Give the data again exactly, from its opening line through the line in which "boolean; dark: boolean" appears.
####
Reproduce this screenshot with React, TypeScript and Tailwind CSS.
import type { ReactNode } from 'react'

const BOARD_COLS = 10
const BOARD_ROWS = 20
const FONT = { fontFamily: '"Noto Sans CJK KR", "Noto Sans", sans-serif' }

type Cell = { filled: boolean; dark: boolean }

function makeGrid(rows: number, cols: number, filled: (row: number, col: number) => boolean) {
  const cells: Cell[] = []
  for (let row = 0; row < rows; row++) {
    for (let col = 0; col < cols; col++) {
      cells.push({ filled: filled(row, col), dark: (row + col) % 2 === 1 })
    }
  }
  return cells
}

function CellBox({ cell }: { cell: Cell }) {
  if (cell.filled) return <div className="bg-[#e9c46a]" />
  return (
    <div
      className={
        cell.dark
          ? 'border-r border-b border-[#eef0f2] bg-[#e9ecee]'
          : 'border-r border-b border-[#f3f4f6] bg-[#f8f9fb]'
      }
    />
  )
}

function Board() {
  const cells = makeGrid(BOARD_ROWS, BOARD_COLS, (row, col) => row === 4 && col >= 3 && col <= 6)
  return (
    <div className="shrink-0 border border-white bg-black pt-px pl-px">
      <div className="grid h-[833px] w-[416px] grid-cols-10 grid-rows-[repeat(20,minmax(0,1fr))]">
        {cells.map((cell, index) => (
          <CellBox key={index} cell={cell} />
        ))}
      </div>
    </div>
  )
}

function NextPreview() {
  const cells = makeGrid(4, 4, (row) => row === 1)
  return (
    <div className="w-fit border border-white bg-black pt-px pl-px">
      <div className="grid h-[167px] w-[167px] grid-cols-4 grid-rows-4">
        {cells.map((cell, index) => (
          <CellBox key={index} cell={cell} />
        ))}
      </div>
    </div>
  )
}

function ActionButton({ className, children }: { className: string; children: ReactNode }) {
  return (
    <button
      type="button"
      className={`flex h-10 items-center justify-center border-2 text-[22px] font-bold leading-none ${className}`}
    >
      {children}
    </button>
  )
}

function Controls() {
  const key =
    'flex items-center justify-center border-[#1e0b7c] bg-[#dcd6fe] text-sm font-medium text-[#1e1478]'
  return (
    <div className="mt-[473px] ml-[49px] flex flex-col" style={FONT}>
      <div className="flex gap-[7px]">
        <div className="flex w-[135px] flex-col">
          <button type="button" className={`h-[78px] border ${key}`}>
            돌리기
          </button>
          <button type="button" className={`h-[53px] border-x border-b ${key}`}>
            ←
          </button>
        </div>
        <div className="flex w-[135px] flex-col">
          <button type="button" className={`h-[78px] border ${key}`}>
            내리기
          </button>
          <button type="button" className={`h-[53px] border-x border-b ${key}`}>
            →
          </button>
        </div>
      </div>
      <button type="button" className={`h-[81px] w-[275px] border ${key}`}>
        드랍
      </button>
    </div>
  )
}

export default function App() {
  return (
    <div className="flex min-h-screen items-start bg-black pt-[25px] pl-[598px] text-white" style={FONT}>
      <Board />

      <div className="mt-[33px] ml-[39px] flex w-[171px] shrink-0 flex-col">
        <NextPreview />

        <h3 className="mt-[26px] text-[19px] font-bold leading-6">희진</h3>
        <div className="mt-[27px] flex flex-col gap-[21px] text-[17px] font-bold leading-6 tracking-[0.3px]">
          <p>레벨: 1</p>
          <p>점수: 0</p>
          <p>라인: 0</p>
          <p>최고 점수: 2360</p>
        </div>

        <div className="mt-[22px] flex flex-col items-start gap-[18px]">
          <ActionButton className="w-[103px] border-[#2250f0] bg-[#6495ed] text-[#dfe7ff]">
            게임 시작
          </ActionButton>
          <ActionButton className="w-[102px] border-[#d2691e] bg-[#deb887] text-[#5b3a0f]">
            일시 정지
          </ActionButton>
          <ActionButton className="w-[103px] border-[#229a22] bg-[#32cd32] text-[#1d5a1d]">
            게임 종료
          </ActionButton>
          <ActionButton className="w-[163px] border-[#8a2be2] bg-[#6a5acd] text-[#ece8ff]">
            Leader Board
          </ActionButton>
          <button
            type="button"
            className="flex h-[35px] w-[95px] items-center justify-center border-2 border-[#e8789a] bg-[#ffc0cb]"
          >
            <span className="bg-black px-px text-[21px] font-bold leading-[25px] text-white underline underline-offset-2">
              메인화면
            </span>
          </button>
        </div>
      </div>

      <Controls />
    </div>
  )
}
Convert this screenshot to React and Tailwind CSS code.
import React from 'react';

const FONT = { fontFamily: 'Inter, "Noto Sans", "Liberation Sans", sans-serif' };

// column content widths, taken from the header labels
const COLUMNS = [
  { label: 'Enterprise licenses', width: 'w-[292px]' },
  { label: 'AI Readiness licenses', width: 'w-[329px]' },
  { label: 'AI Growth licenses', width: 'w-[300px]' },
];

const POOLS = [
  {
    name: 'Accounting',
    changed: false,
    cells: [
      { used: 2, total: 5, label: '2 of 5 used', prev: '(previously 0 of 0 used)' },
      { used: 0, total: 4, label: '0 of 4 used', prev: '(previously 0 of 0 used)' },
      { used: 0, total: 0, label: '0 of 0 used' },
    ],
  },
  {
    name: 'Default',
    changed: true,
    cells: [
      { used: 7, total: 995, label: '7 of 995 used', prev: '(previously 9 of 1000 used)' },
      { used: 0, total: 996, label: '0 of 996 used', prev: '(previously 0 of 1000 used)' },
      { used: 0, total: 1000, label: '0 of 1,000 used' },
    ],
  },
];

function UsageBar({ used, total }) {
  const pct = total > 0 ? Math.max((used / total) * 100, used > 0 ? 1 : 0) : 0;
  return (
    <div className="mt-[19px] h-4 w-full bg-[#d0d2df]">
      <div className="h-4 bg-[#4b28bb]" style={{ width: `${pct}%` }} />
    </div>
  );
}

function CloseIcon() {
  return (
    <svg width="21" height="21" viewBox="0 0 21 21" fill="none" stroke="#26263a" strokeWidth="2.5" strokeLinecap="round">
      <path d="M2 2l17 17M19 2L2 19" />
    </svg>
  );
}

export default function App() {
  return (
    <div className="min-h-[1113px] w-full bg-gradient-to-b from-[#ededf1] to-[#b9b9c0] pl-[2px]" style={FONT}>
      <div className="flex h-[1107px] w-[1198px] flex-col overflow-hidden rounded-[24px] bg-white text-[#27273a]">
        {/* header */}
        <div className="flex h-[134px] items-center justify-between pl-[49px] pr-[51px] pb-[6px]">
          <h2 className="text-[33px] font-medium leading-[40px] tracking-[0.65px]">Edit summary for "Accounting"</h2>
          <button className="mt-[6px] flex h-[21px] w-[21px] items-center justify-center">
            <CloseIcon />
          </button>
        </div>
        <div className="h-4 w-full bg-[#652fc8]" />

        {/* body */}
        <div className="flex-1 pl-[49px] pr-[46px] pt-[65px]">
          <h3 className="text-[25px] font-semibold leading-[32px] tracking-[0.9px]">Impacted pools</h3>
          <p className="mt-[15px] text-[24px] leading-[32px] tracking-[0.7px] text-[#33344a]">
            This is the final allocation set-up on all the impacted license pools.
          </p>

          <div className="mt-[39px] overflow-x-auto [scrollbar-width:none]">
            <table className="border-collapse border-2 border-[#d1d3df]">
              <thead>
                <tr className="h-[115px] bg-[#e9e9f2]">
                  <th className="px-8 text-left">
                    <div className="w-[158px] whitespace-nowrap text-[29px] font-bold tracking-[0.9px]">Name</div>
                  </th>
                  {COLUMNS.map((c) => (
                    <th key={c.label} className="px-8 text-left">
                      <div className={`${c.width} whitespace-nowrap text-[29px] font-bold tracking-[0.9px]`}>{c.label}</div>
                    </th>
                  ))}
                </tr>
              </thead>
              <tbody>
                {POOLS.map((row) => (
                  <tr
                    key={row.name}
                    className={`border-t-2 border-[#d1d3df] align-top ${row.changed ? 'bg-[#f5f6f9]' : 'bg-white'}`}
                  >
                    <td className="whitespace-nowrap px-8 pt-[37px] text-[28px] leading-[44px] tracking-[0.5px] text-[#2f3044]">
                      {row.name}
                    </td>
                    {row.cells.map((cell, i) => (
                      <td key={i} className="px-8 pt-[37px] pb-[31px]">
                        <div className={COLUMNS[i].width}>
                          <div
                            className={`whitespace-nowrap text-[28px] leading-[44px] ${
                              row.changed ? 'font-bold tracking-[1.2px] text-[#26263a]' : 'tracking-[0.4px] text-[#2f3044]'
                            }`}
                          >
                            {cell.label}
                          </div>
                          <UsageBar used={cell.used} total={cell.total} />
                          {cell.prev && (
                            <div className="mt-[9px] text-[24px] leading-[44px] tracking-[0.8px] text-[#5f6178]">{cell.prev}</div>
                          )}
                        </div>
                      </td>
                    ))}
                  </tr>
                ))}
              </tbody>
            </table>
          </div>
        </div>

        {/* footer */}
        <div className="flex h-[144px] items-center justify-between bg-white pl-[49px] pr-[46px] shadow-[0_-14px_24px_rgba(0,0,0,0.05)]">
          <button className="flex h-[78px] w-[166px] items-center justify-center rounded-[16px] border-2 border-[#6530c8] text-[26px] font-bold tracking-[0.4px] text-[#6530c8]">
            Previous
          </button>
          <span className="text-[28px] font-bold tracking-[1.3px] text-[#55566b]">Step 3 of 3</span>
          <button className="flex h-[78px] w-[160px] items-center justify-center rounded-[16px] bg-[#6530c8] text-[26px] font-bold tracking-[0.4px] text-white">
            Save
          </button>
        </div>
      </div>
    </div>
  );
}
####
> OUTPUT FOR THIS TASK
Reproduce this screenshot with React, TypeScript and Tailwind CSS.
import type { ReactNode } from 'react'

const BOARD_COLS = 10
const BOARD_ROWS = 20
const FONT = { fontFamily: '"Noto Sans CJK KR", "Noto Sans", sans-serif' }

type Cell = { filled: boolean; dark: boolean }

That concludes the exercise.